Most of you are aware that wind can chill you. If nude, wind reduces the insulating air boundary layer on your skin, increasing conductive heat loss thru that layer. Stop the wind, or block it with wind tight fabric, or get inside a structure, and that chilling stops. Then as you all know, adding ANY layer of even the most porous clothing makes you warmer. At some point any additional layer overheats you, which you notice only when you start to sweat and feel wet. Do a test: In a wind blocking shelter when it’s cool enough to need a warm jacket, replace the jacket with two thick bulky knit sweaters (as open a knit and thick as you can find). Soon you’ll start sweating from the overheat (note that it is only the sweat that tells you that you’re overheated!) Mere porosity or “breathability” clearly can’t keep you cool.

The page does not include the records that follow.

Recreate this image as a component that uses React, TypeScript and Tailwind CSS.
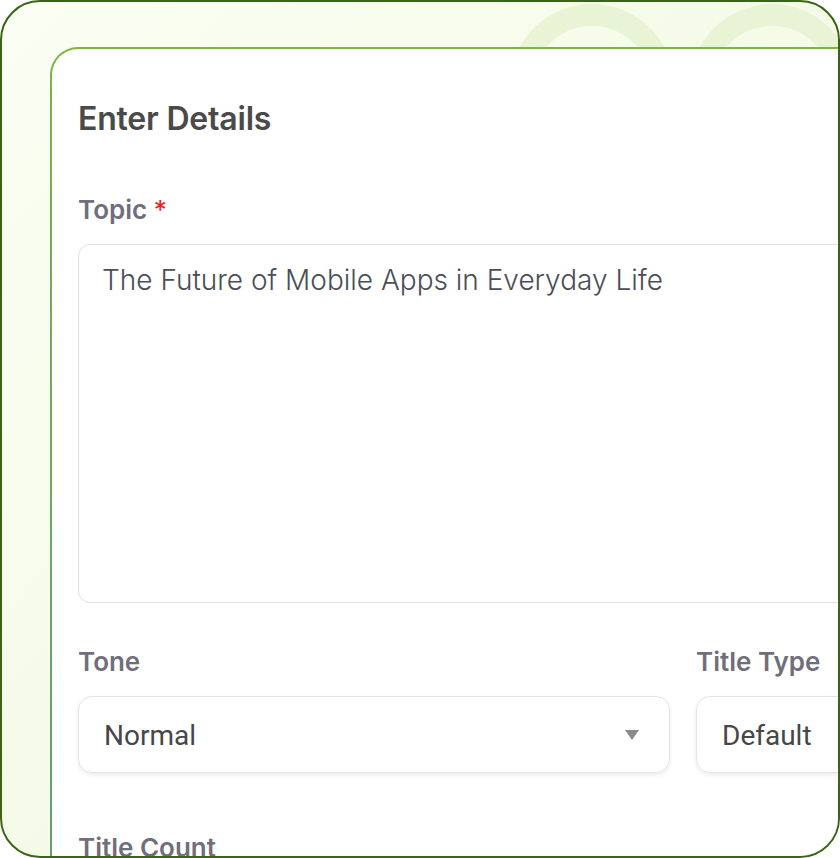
import { useState } from "react";

// Pantalla de detalles del generador de títulos
const toneOptions = ["Normal", "Formal", "Casual", "Friendly"];
const typeOptions = ["Default", "Question", "How To", "List"];

const App = () => {
  const [topic, setTopic] = useState("The Future of Mobile Apps in Everyday Life");
  const [tone] = useState(toneOptions[0]);
  const [titleType] = useState(typeOptions[0]);

  return (
    <div className="w-[840px] h-[858px] bg-white" style={{ fontFamily: "Inter, 'Noto Sans', sans-serif" }}>
      <div className="relative w-full h-full overflow-hidden rounded-[40px] border-2 border-[#3b6414] bg-gradient-to-br from-[#fbfef3] to-[#eef7dd]">
        {/* Decoración de anillos */}
        <div className="absolute left-[508px] top-[2px] w-[164px] h-[164px] rounded-full border-[22px] border-[#e5f2cf] opacity-80" />
        <div className="absolute left-[688px] top-[2px] w-[164px] h-[164px] rounded-full border-[22px] border-[#e5f2cf] opacity-80" />

        <div className="relative pl-[48px] pt-[45px]">
          <div className="w-[860px] h-[900px] rounded-tl-[28px] p-[2px] pr-0 pb-0 bg-gradient-to-b from-[#7cb540] to-[#5f9a78]">
            <div className="w-full h-full rounded-tl-[26px] bg-white pl-[26px] pt-[52px]">
              <h2 className="text-[32px] leading-[36px] font-semibold text-[#4a4a4a] tracking-[-0.2px]">
                Enter Details
              </h2>

              <label className="block mt-[58px] text-[26px] leading-[30px] font-semibold text-[#6f6e79]">
                Topic <span className="font-normal text-[#ee1c1c]">*</span>
              </label>
              <textarea
                value={topic}
                onChange={(e) => setTopic(e.target.value)}
                className="mt-[19px] block w-[800px] h-[359px] resize-none rounded-[12px] border-[1.5px] border-[#dde0e4] px-[23px] py-[17px] text-[28px] leading-[36px] font-light text-[#4b4e57] outline-none"
              />

              <div className="mt-[44px] flex gap-[26px]">
                <div className="w-[592px] shrink-0">
                  <label className="block text-[26px] leading-[30px] font-semibold text-[#6f6e79]">Tone</label>
                  <div className="mt-[19px] h-[77px] flex items-center justify-between rounded-[14px] border-[1.5px] border-[#e4e4e4] shadow-[0_2px_4px_rgba(0,0,0,0.08)] pl-[25px] pr-[29px] pt-[3px]">
                    <span className="text-[28px] text-[#474747]" style={{ fontFamily: "Roboto, sans-serif" }}>{tone}</span>
                    <svg width="16" height="12" viewBox="0 0 16 12" className="mb-[3px]">
                      <path d="M1 1 L15 1 L8 11 Z" fill="#8a8a8a" />
                    </svg>
                  </div>
                </div>
                <div className="w-[300px] shrink-0">
                  <label className="block text-[26px] leading-[30px] font-semibold text-[#6f6e79]">Title Type</label>
                  <div className="mt-[19px] h-[77px] flex items-center rounded-[14px] border-[1.5px] border-[#e4e4e4] shadow-[0_2px_4px_rgba(0,0,0,0.08)] pl-[25px] pt-[3px]">
                    <span className="text-[28px] text-[#474747]" style={{ fontFamily: "Roboto, sans-serif" }}>{titleType}</span>
                  </div>
                </div>
              </div>

              <label className="block mt-[60px] text-[26px] leading-[30px] font-semibold text-[#6f6e79]">Title Count</label>
            </div>
          </div>
        </div>
      </div>
    </div>
  );
};

export default App;
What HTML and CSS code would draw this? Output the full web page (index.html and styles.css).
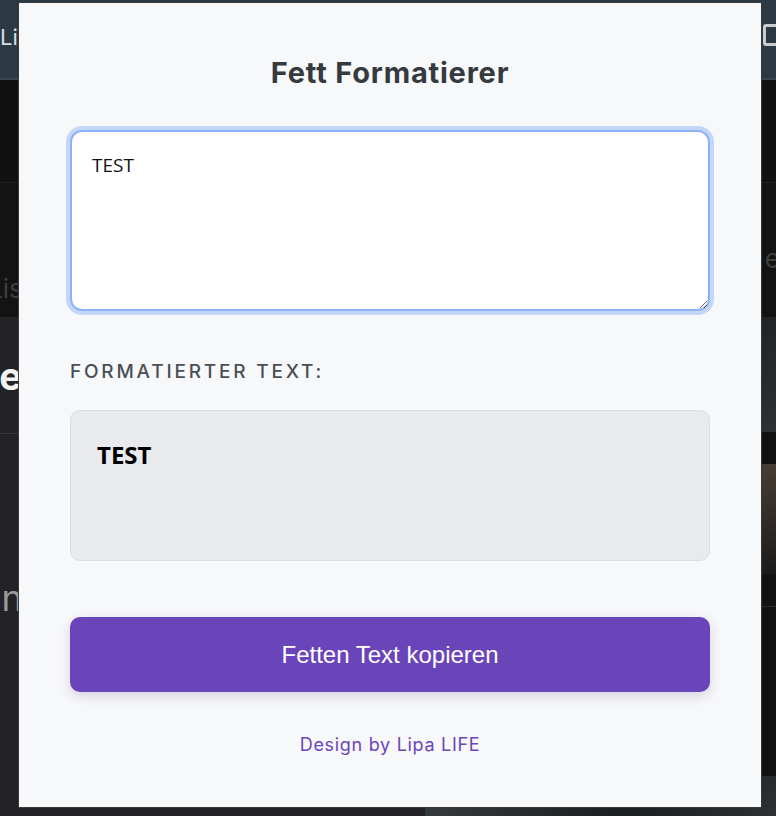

Replace the thick sweaters with a light raincoat (after you cool down). Soon you will feel too cool, clearly proving that a simple waterproof coating is not enough to keep you warm or overheat you, but it can help. Assuming condition cold enough so you are wearing an undershirt, 1 or 2 insulating shirts, and the warm jacket: replace just the innermost shirt with a vapor barrier shirt (lacking a proper one, use a plastic bag with holes cut for head and arms). Soon you will notice sweat from overheat and will need to remove the jacket to stop overheat (if smart you’ll speed up the test by not putting the jacket back on after changing to Vapor Barrier shirt, and will then notice you are as warm as before and not sweating.) The Vapor Barrier shirt reduces loss of humidity and thus reduces evaporative cooling at your skin, much like a humid day in summer.

In each case if you carry test to point of overheat, notice that it is the wet feel of sweat that told you “you are overheated”. Our bodies are very poor at telling us how warm or cold we are, and skin senses changes more than absolutes.